The folks at XMOS aren’t in the business of delivering products to end users; rather, they are solution providers who give embedded developers the tools with which to create awesome systems. For example...
One of the first potential products that popped into my mind was an XMOS-enabled conference phone system. You wouldn’t even need to be on a call; you might just have a bunch of people gathered together in a room. At the end of the conversation, you could get a printout like a script for a play:
Person #1: I'd like to go on the record as saying that I think
that Max is truly Magnificent. Person #2: I can't argue with you there. Max is a prince
amongst men. Person #3: I agree, what can you say about Max that hasn’t
been said before?
Later, you could assign real names to the individual speakers. Alternatively, the system could ask all of the participants to identify themselves at the start of the session (and it could remember them for future sessions).
This led me to another thought; my wife (Gina the Gorgeous) and I often disagree as to who said what when. "You never mentioned that you were going to build a gigantic robot in the front room," she will say. "Of course I did," I'll reply, "you just weren't listening." And she will respond with something along the lines of, "I think I'd remember you saying you were going to build something like a robot in the front room!"
Well, now I can imagine a scenario whereby I say something like "Alexa, did I tell Gina I was planning on building a robot in the front room," and Alexa might reply, "Yes, early last month, on Saturday June 3, you said 'I'm toying with the idea of building a robot in the front room,' and Gina responded, 'I don’t care what you do so long as you clean out the garage like you promised.'" Ha! I rest my case!

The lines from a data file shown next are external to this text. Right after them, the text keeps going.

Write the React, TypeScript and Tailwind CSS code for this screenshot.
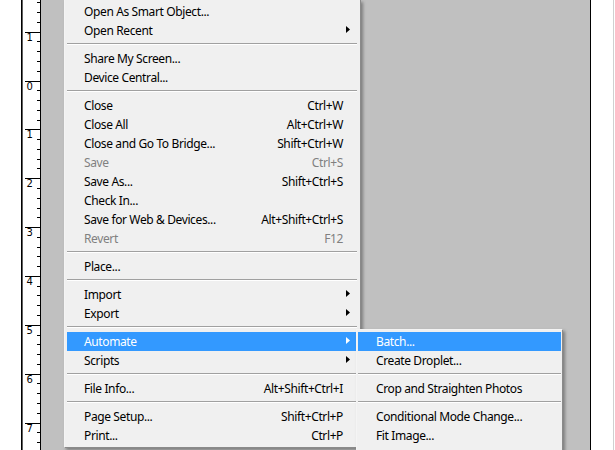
import React from "react";

type Item =
  | { sep: true }
  | { sep?: false; t: string; k?: string; arrow?: boolean; dis?: boolean; hi?: boolean };

const main: Item[] = [
  { t: "Open As Smart Object..." },
  { t: "Open Recent", arrow: true },
  { sep: true },
  { t: "Share My Screen..." },
  { t: "Device Central..." },
  { sep: true },
  { t: "Close", k: "Ctrl+W" },
  { t: "Close All", k: "Alt+Ctrl+W" },
  { t: "Close and Go To Bridge...", k: "Shift+Ctrl+W" },
  { t: "Save", k: "Ctrl+S", dis: true },
  { t: "Save As...", k: "Shift+Ctrl+S" },
  { t: "Check In..." },
  { t: "Save for Web & Devices...", k: "Alt+Shift+Ctrl+S" },
  { t: "Revert", k: "F12", dis: true },
  { sep: true },
  { t: "Place..." },
  { sep: true },
  { t: "Import", arrow: true },
  { t: "Export", arrow: true },
  { sep: true },
  { t: "Automate", arrow: true, hi: true },
  { t: "Scripts", arrow: true },
  { sep: true },
  { t: "File Info...", k: "Alt+Shift+Ctrl+I" },
  { sep: true },
  { t: "Page Setup...", k: "Shift+Ctrl+P" },
  { t: "Print...", k: "Ctrl+P" },
];

const sub: Item[] = [
  { t: "Batch...", hi: true },
  { t: "Create Droplet..." },
  { sep: true },
  { t: "Crop and Straighten Photos" },
  { sep: true },
  { t: "Conditional Mode Change..." },
  { t: "Fit Image..." },
];

function Arrow({ white }: { white?: boolean }) {
  return (
    <svg width="5" height="7" viewBox="0 0 5 7" className="absolute right-[6px] top-[5px]">
      <path d="M0 0 L4 3.5 L0 7 Z" fill={white ? "#ffffff" : "#000000"} />
    </svg>
  );
}

function Rows({ items, textPad }: { items: Item[]; textPad: string }) {
  return (
    <>
      {items.map((it, i) =>
        it.sep ? (
          <div key={i} className="h-[9px] pt-[3px]">
            <div className="h-px bg-[#a0a0a0]" />
            <div className="h-px bg-white" />
          </div>
        ) : (
          <div
            key={i}
            className={
              "relative flex h-[19px] items-center justify-between pr-[14px] pt-px tracking-[-0.38px] " +
              textPad +
              " " +
              (it.hi ? "bg-[#3399ff] text-white" : it.dis ? "text-[#808080]" : "text-black")
            }
          >
            <span>{it.t}</span>
            {it.k && <span>{it.k}</span>}
            {it.arrow && <Arrow white={it.hi} />}
          </div>
        )
      )}
    </>
  );
}

function Ruler() {
  const majors: number[] = [];
  const minors: number[] = [];
  const step = 48.85;
  const first = 31.7 - step;
  for (let k = 0; k < 11; k++) {
    const y = first + k * step;
    majors.push(y);
    for (let m = 1; m < 5; m++) minors.push(y + (m * step) / 5);
  }
  const labels = ["1", "0", "1", "2", "3", "4", "5", "6", "7"];
  return (
    <svg width="20" height="450" viewBox="0 0 20 450" className="block shrink-0">
      <rect x="0" y="0" width="20" height="450" fill="#ffffff" />
      <rect x="0" y="0" width="1" height="450" fill="#000000" />
      <rect x="1" y="0" width="1" height="450" fill="#606060" />
      <rect x="19" y="0" width="1" height="450" fill="#000000" />
      {majors.map((y, i) => (
        <rect key={"M" + i} x="4" y={Math.round(y)} width="15" height="1" fill="#000000" />
      ))}
      {minors.map((y, i) => (
        <rect key={"m" + i} x="16" y={Math.round(y)} width="3" height="1" fill="#000000" />
      ))}
      {labels.map((l, i) => (
        <text
          key={"t" + i}
          x="5.5"
          y={Math.round(majors[i + 1]) + 9}
          fontSize="10"
          fontFamily="'DejaVu Sans', sans-serif"
          fill="#000000"
        >
          {l}
        </text>
      ))}
    </svg>
  );
}

export default function App() {
  return (
    <div
      className="relative flex h-[450px] w-[615px] overflow-hidden bg-white text-[12px]"
      style={{ fontFamily: "'Noto Sans', 'Open Sans', sans-serif" }}
    >
      <div className="w-[21px] shrink-0 bg-white" />
      <Ruler />
      <div className="relative flex-1 bg-[#c0c0c0]">
        {/* main menu */}
        <div className="absolute left-[23px] top-0 w-[297px] border-b border-l border-r border-b-[#8a8a8a] border-l-[#f4f4f4] border-r-[#8a8a8a] bg-[#f0f0f0] pb-[2px] pl-[2px] pr-[3px] pt-[2px] shadow-[2px_2px_3px_rgba(0,0,0,0.35)]">
          <Rows items={main} textPad="pl-[17px]" />
        </div>
        {/* submenu */}
        <div className="absolute left-[315px] top-[329px] w-[207px] border border-b-[#8a8a8a] border-l-[#f4f4f4] border-r-[#8a8a8a] border-t-[#f4f4f4] bg-[#f0f0f0] pb-[20px] pl-px pr-px pt-[2px] shadow-[2px_2px_3px_rgba(0,0,0,0.35)]">
          <Rows items={sub} textPad="pl-[18px]" />
        </div>
      </div>
      <div className="w-px shrink-0 bg-black" />
      <div className="w-[22px] shrink-0 bg-white" />
      <div className="w-px shrink-0 bg-[#d0d0d0]" />
      <div className="w-px shrink-0 bg-white" />
    </div>
  );
}
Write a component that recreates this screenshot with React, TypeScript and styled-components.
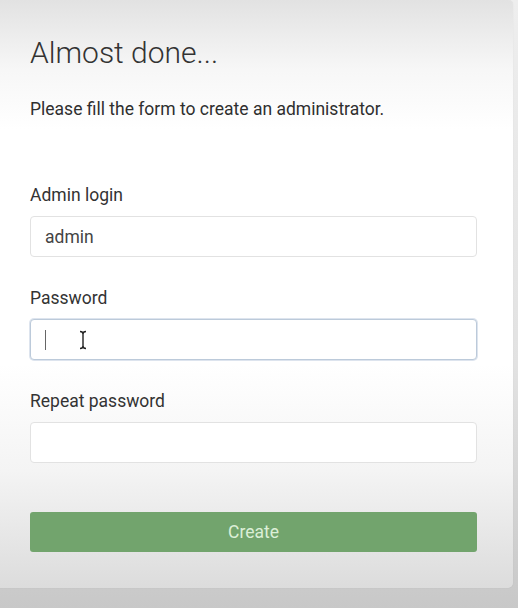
import React from 'react'
import styled, {createGlobalStyle} from 'styled-components'

const GlobalStyle = createGlobalStyle`
    html, body {
        margin: 0;
        padding: 0;
        height: 100%;
        overflow: hidden;
    }
    body {
        font-family: Roboto, "Liberation Sans", Arial, sans-serif;
        background: linear-gradient(180deg, #eeeeee 0%, #e2e2e2 60%, #c8c8c8 100%);
    }
`

const Page = styled.div`
    width: 518px;
    height: 608px;
    display: flex;
    align-items: flex-start;
`

const Card = styled.div`
    margin-left: -6px;
    width: 519px;
    height: 588px;
    box-sizing: border-box;
    padding: 35px 36px 36px 36px;
    border-radius: 0 5px 5px 0;
    background: linear-gradient(180deg, #e2e2e2 0%, #f7f7f7 12%, #ffffff 22%, #ffffff 62%, #f4f4f4 80%, #dcdcdc 100%);
    box-shadow: 0 0 1px rgba(0, 0, 0, 0.15);
    display: flex;
    flex-direction: column;
    color: #333;
`

const Title = styled.h1`
    margin: 0;
    font-size: 30px;
    font-weight: 300;
    line-height: 36px;
    color: #333;
`

const Intro = styled.p`
    margin: 26px 0 0;
    font-size: 17.5px;
    line-height: 24px;
    color: #2f2f2f;
`

const Form = styled.div`
    margin-top: 62px;
    display: flex;
    flex-direction: column;
    gap: 29px;
`

const Group = styled.div`
    display: flex;
    flex-direction: column;
    gap: 9px;
`

const Label = styled.label`
    font-size: 17.5px;
    line-height: 24px;
    color: #333;
`

const Field = styled.div<{focused?: boolean}>`
    position: relative;
    height: 41px;
    box-sizing: border-box;
    border-radius: 4px;
    background: #fff;
    border: 1px solid ${props => props.focused ? '#bccada' : '#e2e2e2'};
    box-shadow: ${props => props.focused ? '0 0 0 1px #dde4ee' : 'none'};
    display: flex;
    align-items: center;
    padding: 0 14px;
    font-size: 17.5px;
    color: #444;
`

const Caret = styled.span`
    width: 1px;
    height: 20px;
    background: #666;
`

const Beam = styled.svg`
    position: absolute;
    left: 48px;
    top: 10px;
`

const Button = styled.button`
    margin-top: 49px;
    height: 40px;
    border: none;
    border-radius: 3px;
    background: #72a46d;
    color: #dcefd7;
    font-family: Roboto, "Liberation Sans", Arial, sans-serif;
    font-size: 17.5px;
    cursor: pointer;
`

function App() {
    return (
        <Page>
            <GlobalStyle />
            <Card>
                <Title>Almost done...</Title>
                <Intro>Please fill the form to create an administrator.</Intro>
                <Form>
                    <Group>
                        <Label>Admin login</Label>
                        <Field>admin</Field>
                    </Group>
                    <Group>
                        <Label>Password</Label>
                        <Field focused>
                            <Caret />
                            <Beam width="8" height="20" viewBox="0 0 8 20">
                                <path d="M1 1.5 Q4 1.5 4 4 L4 16 Q4 18.5 1 18.5 M7 1.5 Q4 1.5 4 4 M4 16 Q4 18.5 7 18.5" stroke="#222" strokeWidth="1.4" fill="none" />
                            </Beam>
                        </Field>
                    </Group>
                    <Group>
                        <Label>Repeat password</Label>
                        <Field />
                    </Group>
                </Form>
                <Button>Create</Button>
            </Card>
        </Page>
    )
}

export default App
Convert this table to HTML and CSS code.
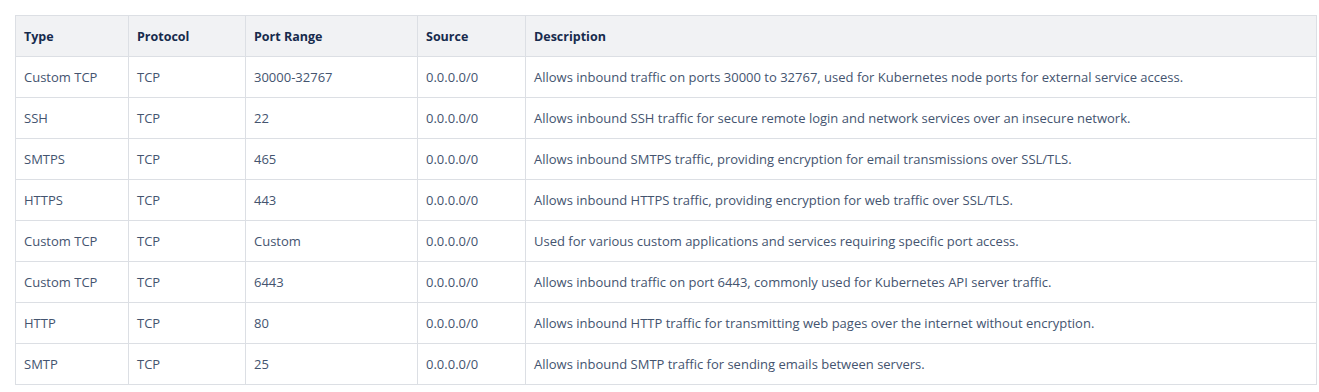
FILE: index.html
```html
<!DOCTYPE html>
<html>
<head>
<meta charset="utf-8">
<link rel="stylesheet" href="styles.css">
</head>
<body>
<div class="wrap">
<table class="rules">
<colgroup>
<col class="c-type"><col class="c-proto"><col class="c-port"><col class="c-src"><col class="c-desc">
</colgroup>
<thead>
<tr><th>Type</th><th>Protocol</th><th>Port Range</th><th>Source</th><th>Description</th></tr>
</thead>
<tbody>
<tr><td>Custom TCP</td><td>TCP</td><td>30000-32767</td><td>0.0.0.0/0</td><td>Allows inbound traffic on ports 30000 to 32767, used for Kubernetes node ports for external service access.</td></tr>
<tr><td>SSH</td><td>TCP</td><td>22</td><td>0.0.0.0/0</td><td>Allows inbound SSH traffic for secure remote login and network services over an insecure network.</td></tr>
<tr><td>SMTPS</td><td>TCP</td><td>465</td><td>0.0.0.0/0</td><td>Allows inbound SMTPS traffic, providing encryption for email transmissions over SSL/TLS.</td></tr>
<tr><td>HTTPS</td><td>TCP</td><td>443</td><td>0.0.0.0/0</td><td>Allows inbound HTTPS traffic, providing encryption for web traffic over SSL/TLS.</td></tr>
<tr><td>Custom TCP</td><td>TCP</td><td>Custom</td><td>0.0.0.0/0</td><td>Used for various custom applications and services requiring specific port access.</td></tr>
<tr><td>Custom TCP</td><td>TCP</td><td>6443</td><td>0.0.0.0/0</td><td>Allows inbound traffic on port 6443, commonly used for Kubernetes API server traffic.</td></tr>
<tr><td>HTTP</td><td>TCP</td><td>80</td><td>0.0.0.0/0</td><td>Allows inbound HTTP traffic for transmitting web pages over the internet without encryption.</td></tr>
<tr><td>SMTP</td><td>TCP</td><td>25</td><td>0.0.0.0/0</td><td>Allows inbound SMTP traffic for sending emails between servers.</td></tr>
</tbody>
</table>
</div>
</body>
</html>
```
FILE: styles.css
```css
html, body {
  margin: 0;
  padding: 0;
  background: #ffffff;
}
.wrap {
  padding: 15px 0 0 15px;
}
.rules {
  border-collapse: collapse;
  table-layout: fixed;
  width: 1301px;
  font-family: "Open Sans", "Noto Sans", sans-serif;
  font-size: 13px;
  color: #44546f;
}
.c-type { width: 113px; }
.c-proto { width: 117px; }
.c-port { width: 172px; }
.c-src { width: 108px; }
.c-desc { width: 791px; }
.rules th, .rules td {
  border: 1px solid #dcdfe4;
  height: 40px;
  padding: 0 8px;
  text-align: left;
  vertical-align: middle;
  white-space: nowrap;
}
.rules th {
  background: #f1f2f4;
  color: #172b4d;
  font-weight: 700;
  font-size: 12.5px;
}
```
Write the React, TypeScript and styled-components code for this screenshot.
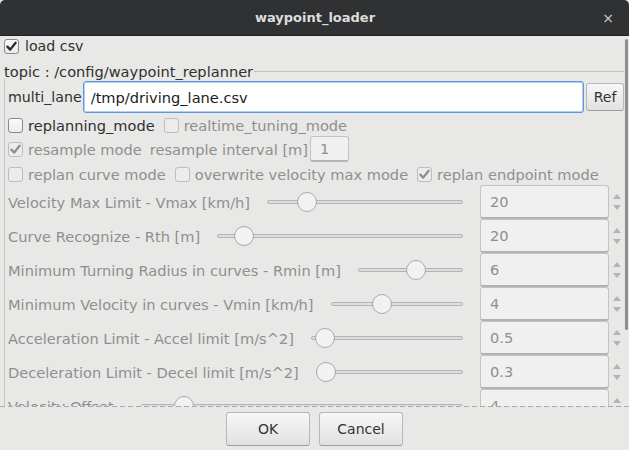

Obviously, there are all sorts of ethical, sociological, and philosophical (and possibly matrimonial) considerations that have to be addressed -- along with a bunch of security-related issues -- but those are discussions for another column. The point is that the guys and gals at XMOS are providing us with power beyond the ken of mortal men (and women, of course) -- we can but hope that we use this power only for the good.